Ionic Liquid Crystalline Systems Consisting of Polyammonium and Counter Carboxylate Ions
Shiori Tomitaka, Masanori Nata, Seiji Ujiie*
Department of Applied Chemistry, Faculty of Engineering, Oita University, Oita, Japan
email@example.com (S. Tomitaka), firstname.lastname@example.org (M. Nata), email@example.com (S. Ujiie)
To cite this article:
Shiori Tomitaka, Masanori Nata, Seiji Ujiie. Ionic Liquid Crystalline Systems Consisting of Polyammonium and Counter Carboxylate Ions. Advances in Materials. Vol. 5, No. 6, 2016, pp. 73-76. doi: 10.11648/j.am.20160506.13
Received: December 7, 2016; Accepted: December 29, 2016; Published: January 24, 2017
Abstract: Novel ionic liquid crystals consisting of polyammonium and carboxylate ions were synthesized by ion complexation of polyethyleneimine and carboxylic acids (α,ω-dicarboxylic acids and hydroxyalkanoic acid). Their thermal properties and orientational behavior were examined by polarizing microscopic observation, differential scanning calorimetry, and variable temperature X-ray diffraction measurements. The ionic liquid crystals exhibited thermotropic liquid crystalline phases. The ionic liquid crystals (BP/ndA) bearing counter dicarboxylate ions formed a cubic phase upon heating and cooling. On the other hand, the ionic liquid crystal bearing the counter hydroxyalkanoate ion exhibited enantiotropic smectic A and smectic B phases with focal conic fan textures. These ionic liquid crystalline phases were formed by ionic and hydrophobic interactions because they did not have an aromatic mesogenic group.
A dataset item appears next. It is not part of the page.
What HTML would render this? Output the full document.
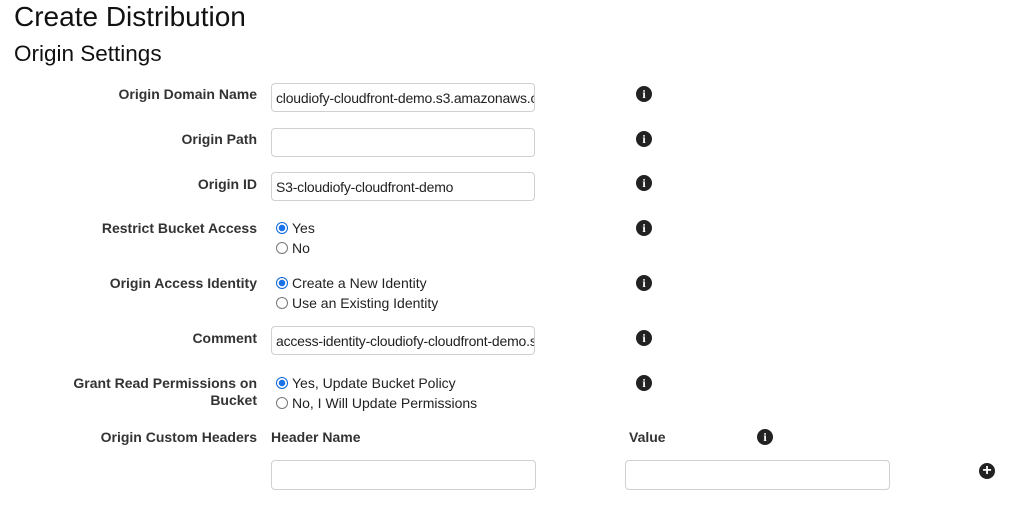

Keywords: Ionic Liquid Crystal, Ionic Interaction, Polyammonium, Thermal Property, Orientational Behavior, Cubic, Smectic A, Smectic B
In liquid crystalline systems, the noncovalent bond interaction, such as hydrogen bonding, donor-acceptor interaction, and ion interaction, plays an important role in the liquid crystal formation, thermal property, and orientation behavior. Introduction of ionic groups into liquid crystal molecules leads to the formation of thermotropic smectic phases with enhanced thermal stability [1-10]. Liquid crystal formation in ionic liquid crystalline systems strongly depends on ionic interactions. Furthermore, the ionic liquid crystalline system consists of both ionic and nonionic groups. The ionic groups aggregate and segregate from the nonionic groups. In such a case, a microphase separation occurs and induces liquid crystal formation. In ionic liquid crystalline systems, aromatic mesogenic groups are not necessarily required for liquid crystal formation [11-13]. A balance between ionic and hydrophobic interactions is important to form a liquid crystalline phase with enhanced thermal stability. For example, N-dodecylpyridinium chloride forms smectic A, columnar, and cubic phases. However, N-stearylpyridinium chloride exhibits only a smectic A phase .
In ionic liquid crystalline systems, ionic groups such as ammonium, carboxylate, and sulfonate salts effectively form liquid crystals and enhance the thermal stability of the liquid crystalline alignment. Previously, ionic liquid crystalline systems without aromatic mesogenic groups were synthesized by ion complexation (a proton-transfer reaction) of polyethyleneimine and alkanoic acids [15,16]. These ionic liquid crystalline systems exhibited a smectic A phase with an oily-streak texture and a homeotropic alignment upon heating and cooling. In the smectic A phase, which occurs due to a microphase separation through ionic interactions, a higher fluidity was observed. This result showed that the proton-transfer reaction was a useful method to obtain these liquid crystalline systems. The high fluidity of the smectic A phase is attributed to the fact that the ionic interaction becomes weaker with increasing temperature.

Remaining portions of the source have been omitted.